What the task asks:
Report how many lines contain the word "index"; answer with the number only.

Source excerpt:
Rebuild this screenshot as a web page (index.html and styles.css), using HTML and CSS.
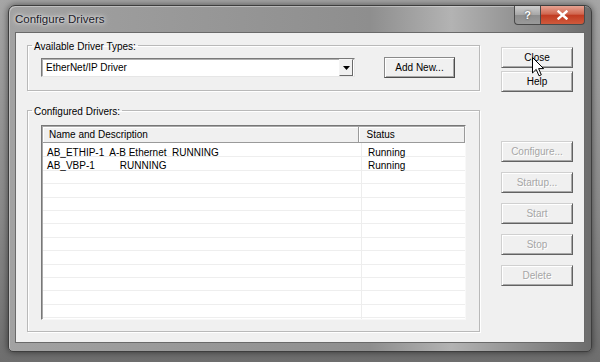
FILE: index.html
```html
<!DOCTYPE html>
<html>
<head>
<meta charset="utf-8">
<title>Configure Drivers</title>
<link rel="stylesheet" href="styles.css">
</head>
<body>
<div class="window">
  <div class="titlebar">
    <span class="title">Configure Drivers</span>
    <div class="caption-btns">
      <span class="cbtn cb-help">?</span>
      <span class="cbtn cb-close"><svg width="11" height="10" viewBox="0 0 11 10"><path d="M1.5 1.5 L9.5 8.5 M9.5 1.5 L1.5 8.5" stroke="#ffffff" stroke-width="2.4" stroke-linecap="square"/></svg></span>
    </div>
  </div>
  <div class="client">
    <div class="main">
      <fieldset class="group group-types">
        <legend>Available Driver Types:</legend>
        <div class="types-row">
          <div class="combo">
            <span class="combo-text">EtherNet/IP Driver</span>
            <span class="combo-drop"><svg width="7" height="4" viewBox="0 0 7 4"><path d="M0 0 H7 L3.5 4 Z" fill="#000"/></svg></span>
          </div>
          <button class="btn btn-add">Add New...</button>
        </div>
      </fieldset>
      <fieldset class="group group-drivers">
        <legend>Configured Drivers:</legend>
        <div class="list">
          <div class="list-head">
            <div class="hcell hcell-name">Name and Description</div>
            <div class="hcell hcell-status">Status</div>
          </div>
          <div class="list-body">
            <div class="lrow"><span class="cell cell-name">AB_ETHIP-1  A-B Ethernet  RUNNING</span><span class="cell cell-status">Running</span></div>
            <div class="lrow"><span class="cell cell-name">AB_VBP-1         RUNNING</span><span class="cell cell-status">Running</span></div>
          </div>
        </div>
      </fieldset>
    </div>
    <div class="side">
      <button class="btn">Close</button>
      <button class="btn btn-help">Help</button>
      <button class="btn btn-configure" disabled>Configure...</button>
      <button class="btn" disabled>Startup...</button>
      <button class="btn" disabled>Start</button>
      <button class="btn" disabled>Stop</button>
      <button class="btn" disabled>Delete</button>
    </div>
  </div>
  <svg class="cursor" width="13" height="20" viewBox="0 0 13 20"><path d="M0.5 0.5 L0.5 16 L4.2 12.4 L7 18.8 L9.3 17.8 L6.6 11.6 L11.6 11.6 Z" fill="#ffffff" stroke="#000000" stroke-width="1" stroke-linejoin="round"/></svg>
</div>
</body>
</html>
```

FILE: styles.css
```css
html, body {
  margin: 0;
  padding: 0;
}
body {
  width: 600px;
  height: 362px;
  overflow: hidden;
  background: linear-gradient(to bottom, #a6a6a6, #8a8a8a 60%, #6e6e6e);
  font-family: "Liberation Sans", Arial, sans-serif;
  font-size: 10px;
  color: #000;
}
.window {
  position: relative;
  box-sizing: border-box;
  margin: 5px 0 0 8px;
  width: 584px;
  height: 347px;
  border: 1px solid #3e3e3e;
  border-radius: 7px 7px 5px 5px;
  background: linear-gradient(to right, #a2a2a2 0%, #959595 40%, #8e8e8e 62%, #b3b3b3 76%, #8a8a8a 90%, #6c6c6c 100%);
  box-shadow: 0 0 7px rgba(0,0,0,0.55), inset 1px 1px 0 rgba(255,255,255,0.35);
}
.titlebar {
  height: 26px;
  display: flex;
  justify-content: space-between;
  align-items: flex-start;
  padding: 0 6px;
}
.title {
  margin-top: 7px;
  font-size: 11.5px;
  color: #1c1c2a;
  text-shadow: 0 0 6px #ffffff, 0 0 3px rgba(255,255,255,0.8);
}
.caption-btns {
  display: flex;
  height: 19px;
}
.cbtn {
  box-sizing: border-box;
  height: 19px;
  display: flex;
  align-items: center;
  justify-content: center;
  border: 1px solid #4a4a4a;
  border-top: none;
}
.cb-help {
  width: 26px;
  border-radius: 0 0 0 4px;
  border-right: none;
  background: linear-gradient(to bottom, #cfcfcf, #a6a6a6 50%, #8d8d8d 51%, #9a9a9a);
  color: #ffffff;
  font-weight: bold;
  font-size: 11px;
  text-shadow: 0 0 2px #333;
}
.cb-close {
  width: 45px;
  border-radius: 0 0 4px 0;
  background: linear-gradient(to bottom, #e6a393, #d0664f 45%, #c13b22 52%, #cf5a3c);
}
.client {
  box-sizing: border-box;
  margin: 0 6px;
  height: 311px;
  border: 1px solid #6a6a6a;
  background: #f0f0f0;
  display: flex;
}
.main {
  padding: 4px 0 0 11px;
  width: 453px;
}
.group {
  margin: 0;
  padding: 0;
  min-width: 0;
  border: 1px solid #b9b9b9;
  box-shadow: 1px 1px 0 #ffffff, inset 1px 1px 0 #ffffff;
}
.group legend {
  margin-left: 4px;
  padding: 4px 2px 0;
  line-height: 12px;
  font-size: 10px;
}
.types-row {
  display: flex;
  align-items: center;
  margin: 4px 0 12px 13px;
  height: 21px;
}
.combo {
  box-sizing: border-box;
  width: 314px;
  height: 19px;
  display: flex;
  align-items: center;
  justify-content: space-between;
  background: #ffffff;
  border: 1px solid;
  border-color: #7a7a7a #e6e6e6 #e6e6e6 #7a7a7a;
  box-shadow: inset 1px 1px 0 #b0b0b0;
}
.combo-text {
  padding-left: 4px;
}
.combo-drop {
  box-sizing: border-box;
  width: 14px;
  height: 17px;
  margin-right: 1px;
  display: flex;
  align-items: center;
  justify-content: center;
  background: #f0f0f0;
  border: 1px solid;
  border-color: #f4f4f4 #6a6a6a #6a6a6a #f4f4f4;
}
.btn {
  box-sizing: border-box;
  width: 72px;
  height: 21px;
  padding: 0;
  margin: 0;
  font-family: "Liberation Sans", Arial, sans-serif;
  font-size: 10px;
  color: #000;
  background: #f0f0f0;
  border: 1px solid;
  border-color: #d0d0d0 #626262 #626262 #d0d0d0;
  box-shadow: inset 1px 1px 0 #ffffff, inset -1px -1px 0 #a8a8a8;
}
.btn:disabled {
  color: #a6a6a6;
  text-shadow: 1px 1px 0 #ffffff;
}
.btn-add {
  width: 71px;
  margin-left: 29px;
  border-color: #8a8a8a #4e4e4e #4e4e4e #8a8a8a;
}
.group-drivers {
  margin-top: 11px;
}
.list {
  box-sizing: border-box;
  margin: 7px 0 11px 13px;
  width: 425px;
  height: 195px;
  border: 1px solid;
  border-color: #777777 #f8f8f8 #f8f8f8 #777777;
  box-shadow: inset 1px 1px 0 #a8a8a8;
  background: #ffffff;
  display: flex;
  flex-direction: column;
  padding: 1px 0 0 1px;
}
.list-head {
  display: flex;
  height: 16px;
  background: #f0f0f0;
  border-bottom: 1px solid #9a9a9a;
  box-sizing: border-box;
}
.hcell {
  box-sizing: border-box;
  line-height: 16px;
  padding-left: 6px;
  border-right: 1px solid #9a9a9a;
  box-shadow: inset 1px 1px 0 #ffffff;
}
.hcell-name {
  width: 318px;
}
.hcell-status {
  width: 106px;
  padding-left: 7px;
}
.list-body {
  flex: 1;
  padding-top: 1px;
  background:
    linear-gradient(to right, transparent 318px, #ededed 318px, #ededed 319px, transparent 319px),
    repeating-linear-gradient(to bottom, transparent 0, transparent 12.4px, #eeeeee 12.4px, #eeeeee 13.4px);
  background-position: 0 1px;
}
.lrow {
  display: flex;
  height: 13.4px;
  line-height: 13px;
  padding-top: 2px;
  margin-bottom: -2px;
}
.cell {
  white-space: pre;
}
.cell-name {
  width: 318px;
  padding-left: 4px;
  box-sizing: border-box;
}
.cell-status {
  padding-left: 7px;
}
.side {
  display: flex;
  flex-direction: column;
  gap: 10px;
  padding: 14px 0 0 21px;
}
.side .btn-help {
  margin-top: -7px;
}
.side .btn-configure {
  margin-top: 39px;
}
.cursor {
  position: absolute;
  left: 523px;
  top: 51px;
}
```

Full answer:
2